Humans don't hear all frequencies of sound at the same level. That
is, our ears are more sensitive to some frequencies and less sensitive
to other frequencies. Additionally, the sensitivity changes with the
sound pressure level (SPL). Take a look at the chart below. You'll
notice it's marked horizontally with a scale denoting the frequency
of sound. Vertically it's marked in SPL.
On the chart are a
number of curved lines, each with a number (loudness level) marked.
First, notice the lowest solid line marked with a loudness level of
10 phons. (The loudness level in phons is a subjective sensation--this
is the level at which we perceive the sound to be.)
From about 500Hz to
roughly 1,500Hz the line is flat on the 10dB scale. This means that
for us to perceive the sound at a loudness level (LL) of 10 phons,
(the overall curved line), frequencies from 500Hz to 1,500 Hz must
be 10dB. Next, look further into the higher frequencies to 5,000Hz.
Notice the line dips
here--this indicates that we perceive 5,000Hz to be 10 phons when
the source is actually only 6dB. To perceive 10,000Hz at the same
level (10 phons), it would need to be about 20dB. From this we can
clearly see the ear is more sensitive in the 2,000Hz to 5,000Hz range,
yet not nearly as sensitive in the 6,000Hz and up range.
Look down at the lower frequencies to 100Hz. For us to perceive 100Hz
as loud as we do 1,000Hz (when the source is at 10dB), the 100Hz source
must be at 30dB–that's 20dB higher than the 1,000Hz signal! Looking
even farther down, a 20Hz signal must be nearly 75dB (65dB higher
than the 1,000Hz signal)! We can clearly see our ears are not very
sensitive to the lower frequencies, even more so at lower SPL levels.
Why is this? A simply physical explanation is that resonance in the
ear and ear canal amplifies frequencies typically between 2,500Hz
and 4,000Hz. Why can’t we hear every frequency at the same level?
One reason could be because most intelligibility is found in the 2,000Hz
to 5,000Hz range. Our ears are designed to be more sensitive here.
While our ears are capable of hearing the lower frequencies, our bodies
feel them more than we actually hear them.
This is the reason
why many people who are nearly or completely deaf can still enjoy
music--they can still feel the low frequency content in their bodies.
(This assumes the level is sufficient that they can feel it. Often
such people will actually sit on a speaker so they're in direct contact
with it and the vibrations of the speaker are conducted right into
their body.)
Notice how as the overall loudness level increases that the low frequency
curved lines flatten out. This is because at higher SPL's we are more
sensitive to those lower frequencies. Also notice that as the SPL
increases, our sensitivity decreases to the frequencies above 6,000Hz.

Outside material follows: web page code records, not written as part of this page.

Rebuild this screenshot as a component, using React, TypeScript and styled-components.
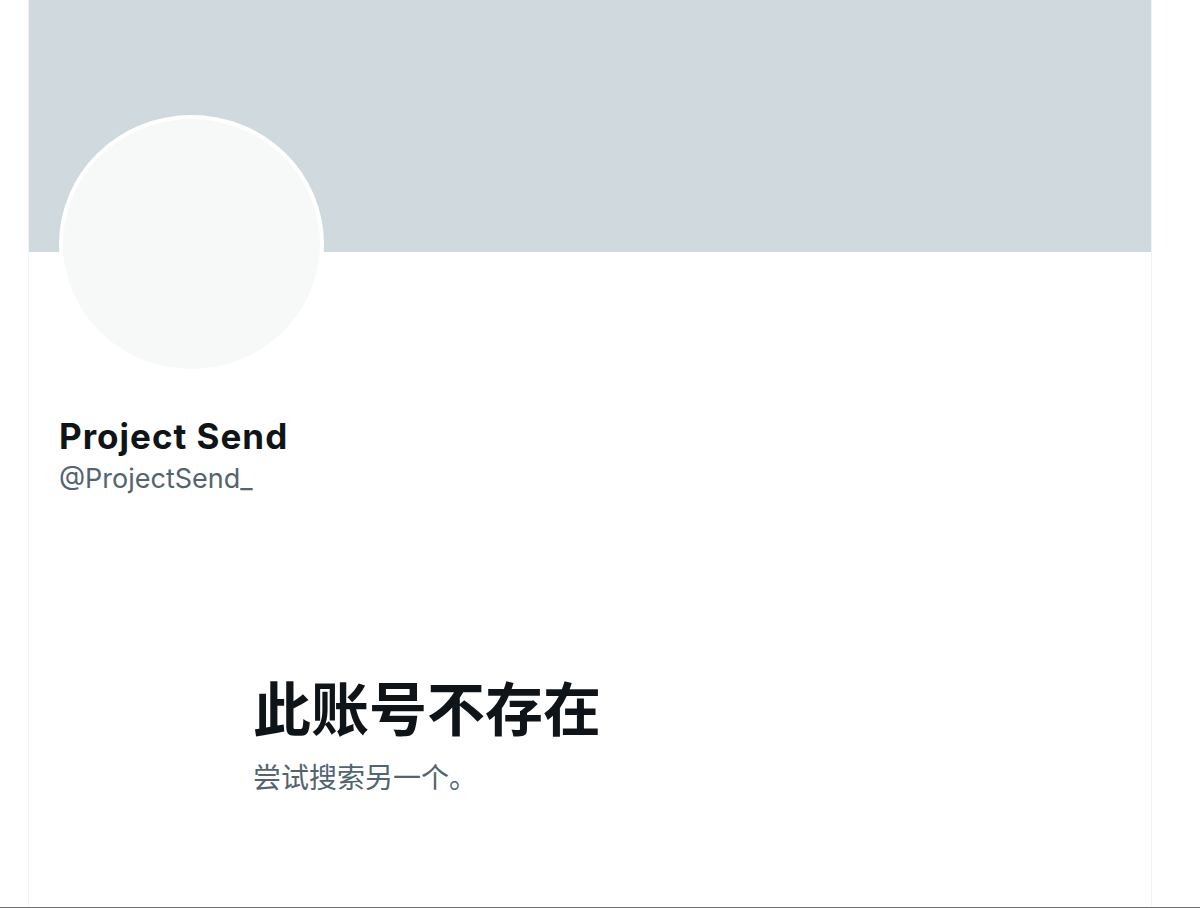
import styled, { createGlobalStyle } from "styled-components";

const GlobalStyle = createGlobalStyle`
  html, body {
    margin: 0;
    padding: 0;
    background: #ffffff;
  }
  body {
    font-family: Inter, "Noto Sans", "Noto Sans CJK SC", sans-serif;
    color: #0f1419;
  }
`;

function App() {
  return (
    <>
      <GlobalStyle />
      <Page>
        <Column>
          <Banner />
          <ProfileHeader>
            <Avatar />
            <Name>Project Send</Name>
            <Handle>@ProjectSend_</Handle>
          </ProfileHeader>
          <EmptyState>
            <EmptyTitle>此账号不存在</EmptyTitle>
            <EmptyText>尝试搜索另一个。</EmptyText>
          </EmptyState>
        </Column>
      </Page>
    </>
  );
}
export default App;

const Page = styled.div`
  height: 908px;
  box-sizing: border-box;
  border-bottom: 1px solid #6f6f6f;
  overflow: hidden;
`;

const Column = styled.main`
  margin-left: 28px;
  width: 1124px;
  height: 100%;
  box-sizing: border-box;
  border-left: 1px solid #eff3f4;
  border-right: 1px solid #eff3f4;
  display: flex;
  flex-direction: column;
`;

const Banner = styled.div`
  height: 252px;
  background: #cfd9de;
`;

const ProfileHeader = styled.section`
  padding: 0 30px;
  display: flex;
  flex-direction: column;
  align-items: flex-start;
`;

const Avatar = styled.div`
  margin-top: -137px;
  width: 265px;
  height: 258px;
  box-sizing: border-box;
  border-radius: 50%;
  border: 4px solid #ffffff;
  background: #f7f9f9;
`;

const Name = styled.h1`
  margin: 42px 0 0;
  font-size: 35px;
  line-height: 42px;
  letter-spacing: 1px;
  font-weight: 700;
  color: #0f1419;
`;

const Handle = styled.div`
  margin-top: 6px;
  font-size: 27px;
  line-height: 32px;
  color: #536471;
`;

const EmptyState = styled.section`
  margin-top: 177px;
  padding-left: 224px;
  font-family: "Noto Sans CJK SC", sans-serif;
`;

const EmptyTitle = styled.h2`
  margin: 0;
  font-size: 58px;
  line-height: 68px;
  font-weight: 700;
  color: #0f1419;
`;

const EmptyText = styled.p`
  margin: 19px 0 0;
  font-size: 28px;
  line-height: 34px;
  color: #536471;
`;
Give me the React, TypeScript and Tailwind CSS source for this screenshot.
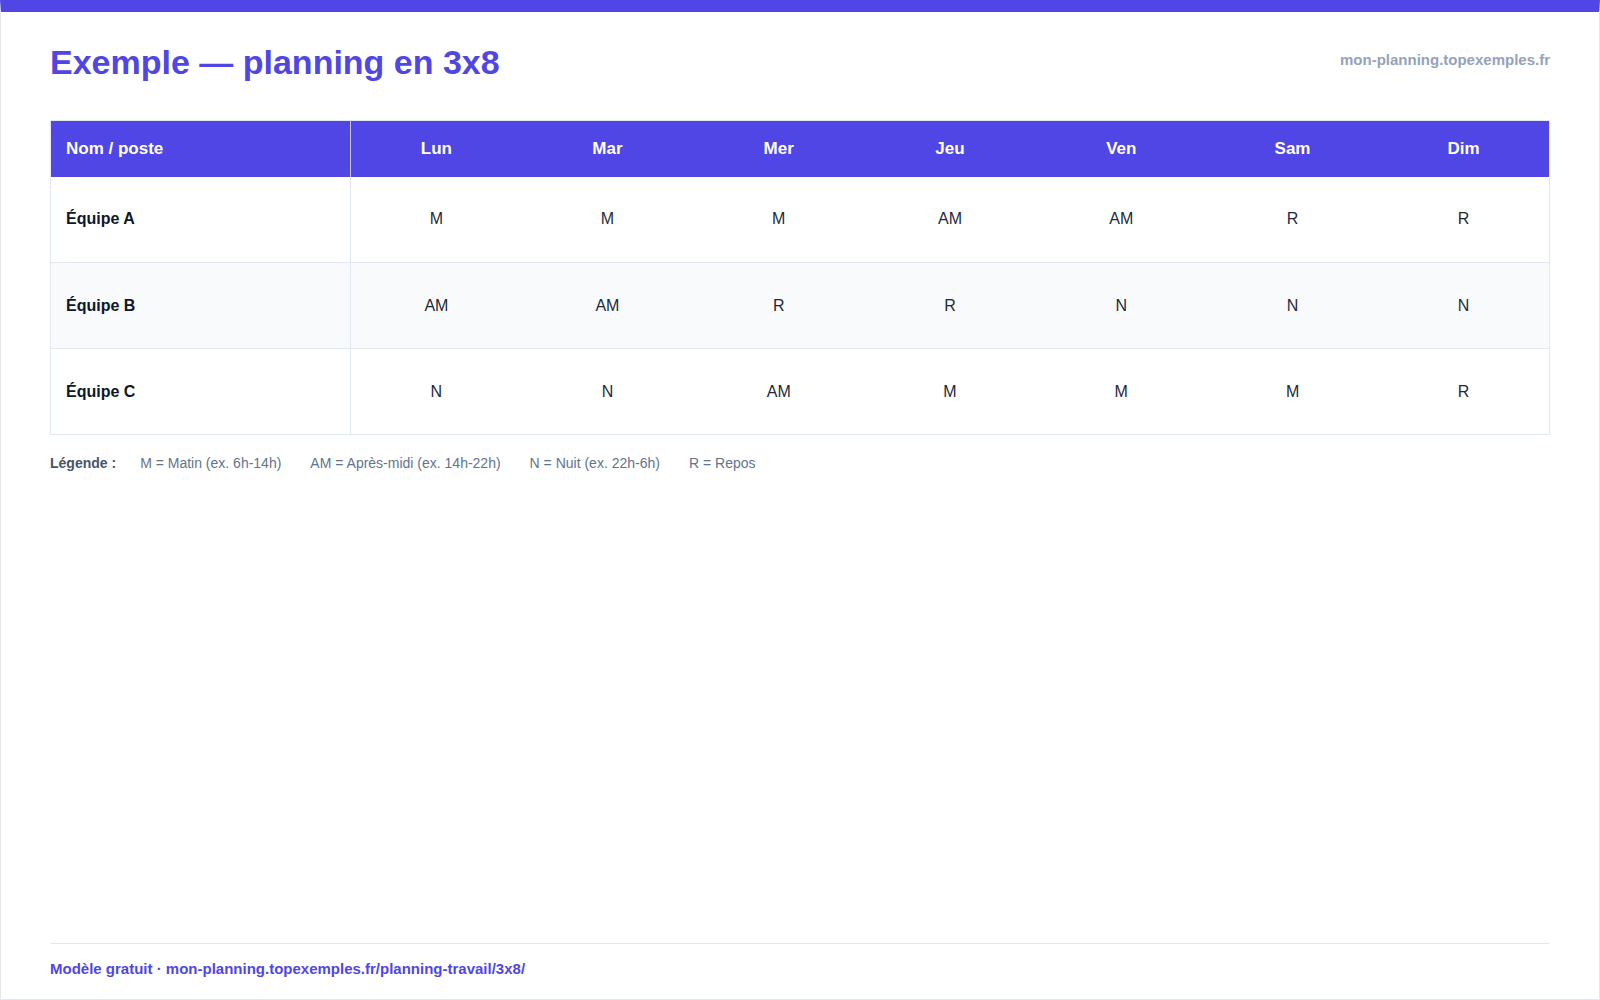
const days = ["Lun", "Mar", "Mer", "Jeu", "Ven", "Sam", "Dim"];

const rows = [
  { name: "Équipe A", shifts: ["M", "M", "M", "AM", "AM", "R", "R"] },
  { name: "Équipe B", shifts: ["AM", "AM", "R", "R", "N", "N", "N"] },
  { name: "Équipe C", shifts: ["N", "N", "AM", "M", "M", "M", "R"] },
];

const legend = [
  "M = Matin (ex. 6h-14h)",
  "AM = Après-midi (ex. 14h-22h)",
  "N = Nuit (ex. 22h-6h)",
  "R = Repos",
];

export default function App() {
  return (
    <div className="w-[1600px] h-[1000px] bg-white flex flex-col border-x border-b border-[#e5e7eb] border-t-[12px] border-t-[#4f46e5] px-[49px] font-['Liberation_Sans',Arial,sans-serif]">
      <header className="flex items-center justify-between pt-[30px]">
        <h1 className="text-[34px] leading-[41px] font-bold text-[#4f46e5]">
          Exemple — planning en 3x8
        </h1>
        <span className="text-[15px] font-bold text-[#94a3b8] mb-[4px]">
          mon-planning.topexemples.fr
        </span>
      </header>

      <table className="mt-[37px] w-full table-fixed border-collapse border border-[#e2e8f0]">
        <colgroup>
          <col className="w-[300px]" />
        </colgroup>
        <thead>
          <tr className="h-[56px] bg-[#4f46e5] text-white text-[17px] font-bold">
            <th className="text-left pl-[15px] border-r border-[#c7c4f5]">Nom / poste</th>
            {days.map((d) => (
              <th key={d} className="text-center">{d}</th>
            ))}
          </tr>
        </thead>
        <tbody>
          {rows.map((row, i) => (
            <tr
              key={row.name}
              className={`h-[86px] border-b border-[#e2e8f0] ${i === 1 ? "bg-[#f8fafc]" : "bg-white"}`}
            >
              <td className="pl-[15px] text-[16px] font-bold text-[#0f172a] border-r border-[#e2e8f0]">
                {row.name}
              </td>
              {row.shifts.map((s, j) => (
                <td key={j} className="text-center text-[16px] text-[#1e293b]">{s}</td>
              ))}
            </tr>
          ))}
        </tbody>
      </table>

      <div className="mt-[18px] flex items-center text-[14px] leading-[20px]">
        <span className="font-bold text-[#475569] mr-[24px]">Légende :</span>
        <div className="flex gap-[29px] text-[#64748b]">
          {legend.map((l) => (
            <span key={l}>{l}</span>
          ))}
        </div>
      </div>

      <footer className="mt-auto border-t border-[#e2e8f0] pt-[15px] pb-[20px]">
        <p className="text-[15px] leading-[20px] font-bold text-[#4f46e5]">
          Modèle gratuit · mon-planning.topexemples.fr/planning-travail/3x8/
        </p>
      </footer>
    </div>
  );
}
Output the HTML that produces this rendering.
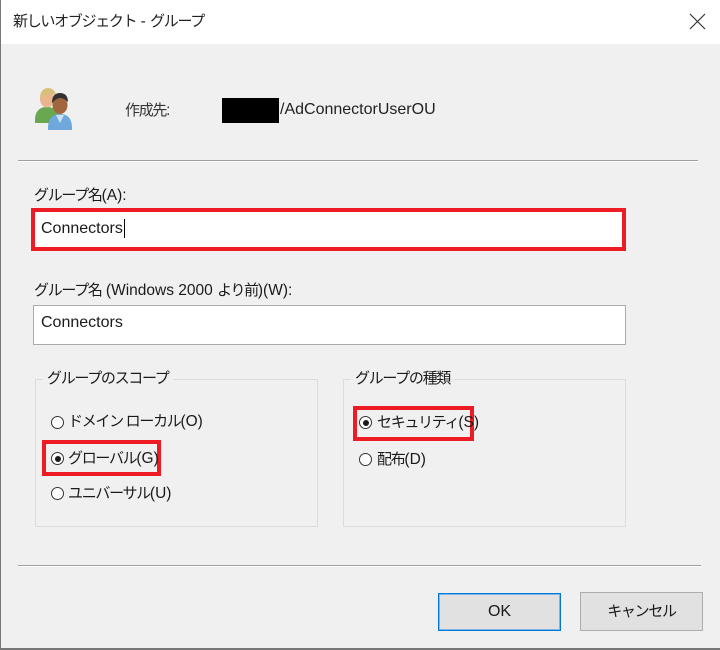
<!DOCTYPE html>
<html><head><meta charset="utf-8"><style>
*{margin:0;padding:0;box-sizing:border-box}
body{width:720px;height:650px;background:#f0f0f0;font-family:"Liberation Sans","Noto Sans CJK JP",sans-serif;color:#1a1a1a;position:relative;overflow:hidden;font-size:15px}
.a{position:absolute}
.t{white-space:nowrap;line-height:18px}
.j{letter-spacing:-1.3px}
.n{letter-spacing:0;font-size:15.5px}
.l{font-size:16px}
.radio{position:absolute;width:13px;height:13px;border:1px solid #333;border-radius:50%;background:#fff}
.radio.on::after{content:"";position:absolute;left:2.5px;top:2.5px;width:6px;height:6px;border-radius:50%;background:#1a1a1a}
.red{position:absolute;border:4px solid #ed1c24}
.sep{position:absolute;height:2px;border-top:1px solid #a0a0a0;border-bottom:1px solid #fff}
.gb{position:absolute;border:1px solid #dcdcdc}
</style></head><body>
<div class="a" style="left:0;top:0;width:720px;height:44px;background:#fff"></div>
<div class="a" style="left:0;top:0;width:1px;height:650px;background:#777"></div>
<div class="a" style="left:0;top:648px;width:720px;height:2px;background:#777"></div>
<div class="a t j" style="left:13px;top:13px;font-size:15px;color:#222">新しいオブジェクト<span class="n"> - </span>グループ</div>
<svg class="a" style="left:689px;top:13px" width="17" height="17" viewBox="0 0 17 17"><path d="M1 1L16 16M16 1L1 16" stroke="#333" stroke-width="1.2"/></svg>

<svg class="a" style="left:34px;top:86px" width="48" height="44" viewBox="0 0 48 44">
<path d="M1 34c0-9 5-13 12-13s12 4 12 13v3H1z" fill="#6aa84f"/>
<ellipse cx="13" cy="13" rx="7" ry="8.5" fill="#e8b58c"/>
<path d="M6 12c0-7 4-10 8-10s8 3 8 8c-3-2-6-3-8-1-2 1-5 2-8 3z" fill="#d9c07a"/>
<path d="M14 42c0-10 5-14 12-14s12 4 12 14v2H14z" fill="#6fa8dc"/>
<path d="M22 29l4 8 4-8z" fill="#cfe2f3"/>
<ellipse cx="26" cy="19" rx="7.5" ry="9" fill="#a0673f"/>
<path d="M18 17c0-7 3-10 8-10s8 3 8 9c-2-2-5-4-8-4s-6 3-8 5z" fill="#333"/>
</svg>
<div class="a t j" style="left:125px;top:102px;color:#333">作成先<span class="n">:</span></div>
<div class="a" style="left:222px;top:98px;width:57px;height:25px;background:#000"></div>
<div class="a t l" style="left:280px;top:101px;color:#222">/AdConnectorUserOU</div>

<div class="sep" style="left:18px;top:160px;width:680px"></div>

<div class="a t j" style="left:34px;top:187px">グループ名<span class="n">(A):</span></div>
<div class="a" style="left:31px;top:208px;width:595px;height:43px;background:#fff"></div>
<div class="red" style="left:31px;top:208px;width:595px;height:43px"></div>
<div class="a t l" style="left:41px;top:220px">Connectors</div>
<div class="a" style="left:124px;top:219px;width:1px;height:19px;background:#000"></div>

<div class="a t j" style="left:34px;top:282px">グループ名<span class="n"> (Windows 2000 </span>より前<span class="n">)(W):</span></div>
<div class="a" style="left:33px;top:305px;width:593px;height:40px;background:#fff;border:1px solid #ababab"></div>
<div class="a t l" style="left:41px;top:314px">Connectors</div>

<div class="gb" style="left:35px;top:379px;width:283px;height:148px"></div>
<div class="a t j" style="left:43px;top:370px;background:#f0f0f0;padding:0 4px">グループのスコープ</div>
<div class="radio" style="left:51px;top:416px"></div>
<div class="a t j" style="left:68px;top:413px">ドメイン ローカル<span class="n">(O)</span></div>
<div class="red" style="left:42px;top:440px;width:119px;height:36px"></div>
<div class="radio on" style="left:51px;top:452px"></div>
<div class="a t j" style="left:68px;top:450px">グローバル<span class="n">(G)</span></div>
<div class="radio" style="left:51px;top:487px"></div>
<div class="a t j" style="left:68px;top:485px">ユニバーサル<span class="n">(U)</span></div>

<div class="gb" style="left:343px;top:379px;width:283px;height:148px"></div>
<div class="a t j" style="left:351px;top:370px;background:#f0f0f0;padding:0 4px">グループの種類</div>
<div class="red" style="left:353px;top:406px;width:121px;height:35px"></div>
<div class="radio on" style="left:359px;top:416px"></div>
<div class="a t j" style="left:377px;top:414px">セキュリティ<span class="n">(S)</span></div>
<div class="radio" style="left:359px;top:453px"></div>
<div class="a t j" style="left:377px;top:451px">配布<span class="n">(D)</span></div>

<div class="sep" style="left:18px;top:565px;width:683px"></div>

<div class="a" style="left:438px;top:593px;width:123px;height:38px;background:#e1e1e1;border:1px solid #0078d7;outline:1px solid #7db4e8;outline-offset:-2px"></div>
<div class="a t l" style="left:438px;top:603px;width:123px;text-align:center">OK</div>
<div class="a" style="left:580px;top:592px;width:123px;height:39px;background:#e1e1e1;border:1px solid #adadad"></div>
<div class="a t j" style="left:580px;top:603px;width:123px;text-align:center">キャンセル</div>
</body></html>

This explains why soft music seems to sound less rich and full than
louder music--the louder the music is, the more we perceive the lower
frequencies, thus it sounds more full and rich. This is why many stereo
systems have a loudness switch--when you're listening to the stereo
at low volumes, you activate this switch that boosts the low and some
of the high frequencies of the sound.
Typically people become uncomfortable with levels above 100dB. You
will notice 100dB is needed to perceive a loudness level of 100 phons
at 1,000Hz--only 90dB is required to give a percieved loudness level
of 100 phons at 4,000Hz. Again, about 104dB is required to produce
a percieved loudness level of 100 phons at 100Hz.
Why is all of this so important?
Simply put, it helps
us understand why many subwoofers are required to produce a loudness
level equal to those attained at higher frequencies. It shows us how
much more sensitive our ears are to the higher frequencies which can
become very piercing if too loud.
Many times it helps to use an equalizer to cut some of the frequencies
around 2,000Hz to 5,000Hz a little if music is being played loudly.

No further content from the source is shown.